En 1971 habían declarado seguro el atolón de Bikini y permitido que regresaran los isleños, pero las pruebas de 1977 demostraron que el atolón seguía liberando peligrosos niveles de radiación y se vieron obligados a evacuarlos nuevamente. Cuando los habitantes del atolón Eniwetok —donde también tuvo lugar una prolongada serie de pruebas de bombas de hidrógeno— regresaron a sus hogares en 1976, se enteraron de que los vertederos de residuos nucleares de las islas seguirían contaminados durante miles de años. A principios de los ochenta se descubrió que los isleños que vivían incluso a 120 kilómetros de distancia del campo de pruebas, presentaban una propensión extraordinariamente elevada a los tumores tiroidales.

Meneando la cabeza, Scully se acercó a la peor parte, la pieza clave del museo: una galería de espeluznantes fotografías que exhibían los restos de las ciudades de Hiroshima y Nagasaki, y los cadáveres carbonizados por la bola de fuego que hacía medio siglo había incendiado los cielos japoneses. Algunos de estos cadáveres habían resultado incinerados de tal modo que no quedaba nada de ellos salvo las grasientas cenizas negras que salpicaban las paredes de los únicos edificios en pie. Peor aún que los cadáveres eran los supervivientes, llenos de ampollas y supurantes.
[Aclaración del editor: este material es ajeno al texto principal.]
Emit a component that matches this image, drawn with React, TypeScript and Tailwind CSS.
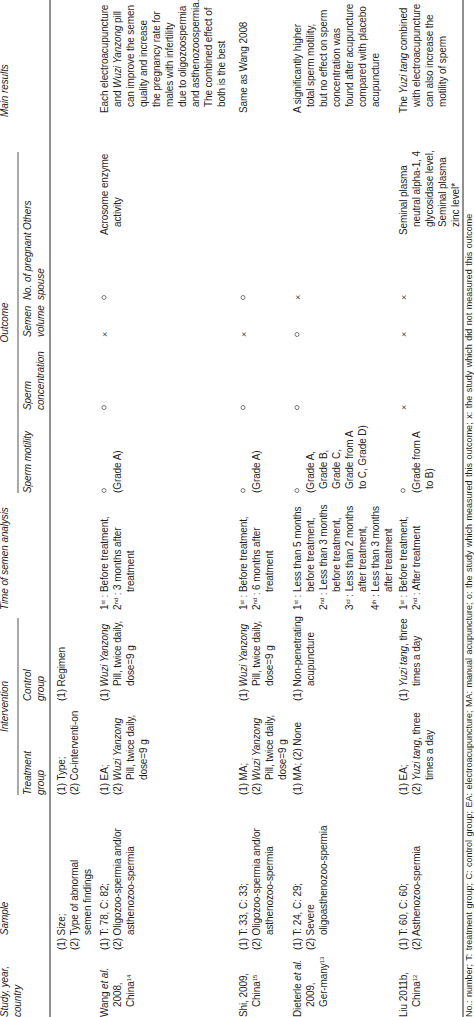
import React from 'react';

type Line = [React.ReactNode, number?];

// hanging indents used in the cells
const IND: Record<number, string> = {
  0: '',
  4: 'pl-[4px]',
  5: 'pl-[5px]',
  8: 'pl-[8px]',
  10: 'pl-[10px]',
  15: 'pl-[15px]',
  18: 'pl-[18px]',
};

const COLS =
  'grid grid-cols-[67px_155px_94px_91px_117px_83px_73px_37px_65px_118px_140px]';

const Lines = ({ lines, className = '' }: { lines: Line[]; className?: string }) => (
  <div className={className}>
    {lines.map(([t, i], k) => (
      <div key={k} className={`whitespace-nowrap ${IND[i ?? 0]}`}>
        {t}
      </div>
    ))}
  </div>
);

const O = () => (
  <span className="inline-block h-[5px] w-[5px] rounded-full border border-[#777] align-[1px]" />
);
const X = () => <span className="text-[9px] text-[#333]">×</span>;

const st = <sup className="text-[6px]">st</sup>;
const nd = <sup className="text-[6px]">nd</sup>;
const rd = <sup className="text-[6px]">rd</sup>;
const th = <sup className="text-[6px]">th</sup>;
const ref = (n: number) => <sup className="text-[6px]">{n}</sup>;

const wuzi: Line[] = [
  [<>(1) <i>Wuzi Yanzong</i></>],
  ['Pill, twice daily,', 15],
  ['dose=9 g', 15],
];

type Row = {
  pad: string;
  cells: Line[][];
};

const rows: Row[] = [
  {
    pad: 'pt-[4px] pb-[5px]',
    cells: [
      [[<>Wang <i>et al.</i></>], ['2008,', 10], [<>China{ref(14)}</>, 10]],
      [['(1) T: 78, C: 82;'], ['(2) Oligozoo-spermia and/or'], ['asthenozoo-spermia', 15]],
      [['(1) EA;'], [<>(2) <i>Wuzi Yanzong</i></>], ['Pill, twice daily,', 15], ['dose=9 g', 15]],
      wuzi,
      [[<>1{st} : Before treatment,</>], [<>2{nd} : 3 months after</>], ['treatment', 18]],
      [[<O />], ['(Grade A)']],
      [[<O />]],
      [[<X />]],
      [[<O />]],
      [['Acrosome enzyme'], ['activity', 8]],
      [
        ['Each electroacupuncture', 4],
        [<>and <i>Wuzi Yanzong</i> pill</>, 10],
        ['can improve the semen', 10],
        ['quality and increase', 10],
        ['the pregnancy rate for', 10],
        ['males with infertility', 10],
        ['due to oligozoospermia', 10],
        ['and asthenozoospermia.', 10],
        ['The combined effect of', 10],
        ['both is the best', 10],
      ],
    ],
  },
  {
    pad: 'pt-[4px]',
    cells: [
      [['Shi, 2009,'], [<>China{ref(15)}</>, 10]],
      [['(1) T: 33, C: 33;'], ['(2) Oligozoo-spermia and/or'], ['asthenozoo-spermia', 15]],
      [['(1) MA;'], [<>(2) <i>Wuzi Yanzong</i></>], ['Pill, twice daily,', 15], ['dose=9 g', 15]],
      wuzi,
      [[<>1{st} : Before treatment,</>], [<>2{nd} : 6 months after</>], ['treatment', 18]],
      [[<O />], ['(Grade A)']],
      [[<O />]],
      [[<X />]],
      [[<O />]],
      [],
      [['Same as Wang 2008', 4]],
    ],
  },
  {
    pad: 'pt-[2px]',
    cells: [
      [[<>Dieterle <i>et al.</i></>], ['2009,', 10], [<>Ger-many{ref(13)}</>, 10]],
      [['(1) T: 24, C: 29;'], ['(2) Severe'], ['oligoasthenozoo-spermia', 15]],
      [['(1) MA; (2) None']],
      [['(1) Non-penetrating'], ['acupuncture', 15]],
      [
        [<>1{st} : Less than 5 months</>],
        ['before treatment,', 18],
        [<>2{nd} : Less than 3 months</>],
        ['before treatment,', 18],
        [<>3{rd} : Less than 2 months</>],
        ['after treatment,', 18],
        [<>4{th} : Less than 3 months</>],
        ['after treatment', 18],
      ],
      [[<O />], ['(Grade A,'], ['Grade B,', 4], ['Grade C,', 4], ['Grade from A', 4], ['to C, Grade D)', 4]],
      [[<O />]],
      [[<O />]],
      [[<X />]],
      [],
      [
        ['A significantly higher', 4],
        ['total sperm motility,', 10],
        ['but no effect on sperm', 10],
        ['concentration was', 10],
        ['found after acupuncture', 10],
        ['compared with placebo', 10],
        ['acupuncture', 10],
      ],
    ],
  },
  {
    pad: 'pt-[2px] pb-[1px]',
    cells: [
      [['Liu 2011b,'], [<>China{ref(12)}</>, 10]],
      [['(1) T: 60, C: 60;'], ['(2) Asthenozoo-spermia']],
      [['(1) EA;'], [<>(2) <i>Yuzi tang</i>, three</>], ['times a day', 15]],
      [[<>(1) <i>Yuzi tang</i>, three</>], ['times a day', 15]],
      [[<>1{st} : Before treatment,</>], [<>2{nd} : After treatment</>]],
      [[<O />], ['(Grade from A'], ['to B)', 4]],
      [[<X />]],
      [[<X />]],
      [[<X />]],
      [
        ['Seminal plasma'],
        ['neutral alpha-1, 4', 8],
        ['glycosidase level,', 8],
        ['Seminal plasma', 8],
        ['zinc level*', 8],
      ],
      [
        [<>The <i>Yuzi tang</i> combined</>, 4],
        ['with electroacupuncture', 10],
        ['can also increase the', 10],
        ['motility of sperm', 10],
      ],
    ],
  },
];

export default function App() {
  return (
    <div className="h-[1017px] w-[474px] overflow-hidden bg-white">
      <div className="w-[1040px] origin-top-left -rotate-90 translate-x-[-2.5px] translate-y-[1017px] font-['Liberation_Sans',Arial,sans-serif] text-[10px] leading-[13px] tracking-[-0.1px] text-[#1e1e1e]">
        {/* column heads */}
        <div className={`${COLS} grid-rows-[auto_auto] italic`}>
          <Lines className="row-span-2" lines={[['Study, year,'], ['country']]} />
          <Lines className="row-span-2" lines={[['Sample', 15]]} />
          <div className="col-span-2">
            <div className="mr-[8px] border-b border-[#555] pb-[6.5px] text-center">Intervention</div>
          </div>
          <Lines className="row-span-2" lines={[['Time of semen analysis']]} />
          <div className="col-span-5">
            <div className="mr-[35px] border-b border-[#555] pb-[6.5px] text-center">Outcome</div>
          </div>
          <Lines className="row-span-2" lines={[['Main results']]} />
          <Lines className="pt-[2.2px] pb-[3.3px]" lines={[['Treatment'], ['group']]} />
          <Lines className="pt-[2.2px]" lines={[['Control'], ['group']]} />
          <Lines className="pt-[2.2px]" lines={[['Sperm motility']]} />
          <Lines className="pt-[2.2px]" lines={[['Sperm'], ['concentration']]} />
          <Lines className="pt-[2.2px]" lines={[['Semen'], ['volume']]} />
          <Lines className="pt-[2.2px]" lines={[['No. of pregnant'], ['spouse']]} />
          <Lines className="pt-[2.2px]" lines={[['Others', 5]]} />
        </div>
        <div className="h-[1.5px] w-[1040px] bg-[#222]" />

        {/* what each column reports */}
        <div className={`${COLS} pt-[3.2px]`}>
          <div />
          <Lines lines={[['(1) Size;'], ['(2) Type of abnormal'], ['semen findings', 15]]} />
          <Lines lines={[['(1) Type;'], ['(2) Co-interventi-on']]} />
          <Lines lines={[['(1) Regimen']]} />
        </div>

        {rows.map((r, k) => (
          <div key={k} className={`${COLS} ${r.pad}`}>
            {r.cells.map((c, j) => (
              <Lines key={j} lines={c} />
            ))}
          </div>
        ))}

        <div className="h-[1.5px] w-[1040px] bg-[#222]" />
        <div className="whitespace-nowrap text-[9px] leading-[10px] tracking-normal [word-spacing:1px]">
          No.: number; T: treatment group; C: control group; EA: electroacupuncture; MA: manual acupuncture; o: the
          study which measured this outcome; x: the study which did not measured this outcome
        </div>
      </div>
    </div>
  );
}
Al examinar las fotos, Scully advirtió una inquietante similitud entre aquellos cuerpos y el del doctor Gregory, aniquilado por radiación en su propio laboratorio.

—¿Sí, agente Scully? —dijo una voz seca.

Scully se volvió hacia Miriel Bremen, una mujer alta de cabello castaño y rizado, cortado de modo poco favorecedor. Tenía barbilla alargada y nariz afilada, y sus ojos grises parecían cansados. No era atractiva, pero su porte y voz revelaban inteligencia y sensatez.

—¿Qué hemos hecho ahora? —preguntó Miriel impaciente, sin dejarla hablar—. Empiezo a estar harta de todo este revuelo. Hemos cumplimentado los formularios pertinentes, avisado con antelación y obtenido las autorizaciones correspondientes. ¿Qué demonios ha hecho ahora mi grupo para atraer la atención del FBI?

—No estoy investigando a su grupo, señora Bremen —repuso Scully—, sino la muerte del doctor Emil Gregory, ocurrida hace dos días en el Instituto de Investigaciones Nucleares Teller.

La fría máscara de Miriel Bremen se resquebrajó.

—Oh —exclamó—. Emil… Eso es otra cosa.

Hizo una pausa, apoyándose en la mesa de la recepcionista y respirando hondo. Becka Thorne intentó ayudarla antes de desaparecer furtivamente para atender la fotocopiadora. Miriel miró alrededor como si buscara consuelo en los pósters de las víctimas de Nagasaki y de los isleños de Bikini.

—Podemos hablar si quiere, agente Scully… pero aquí no.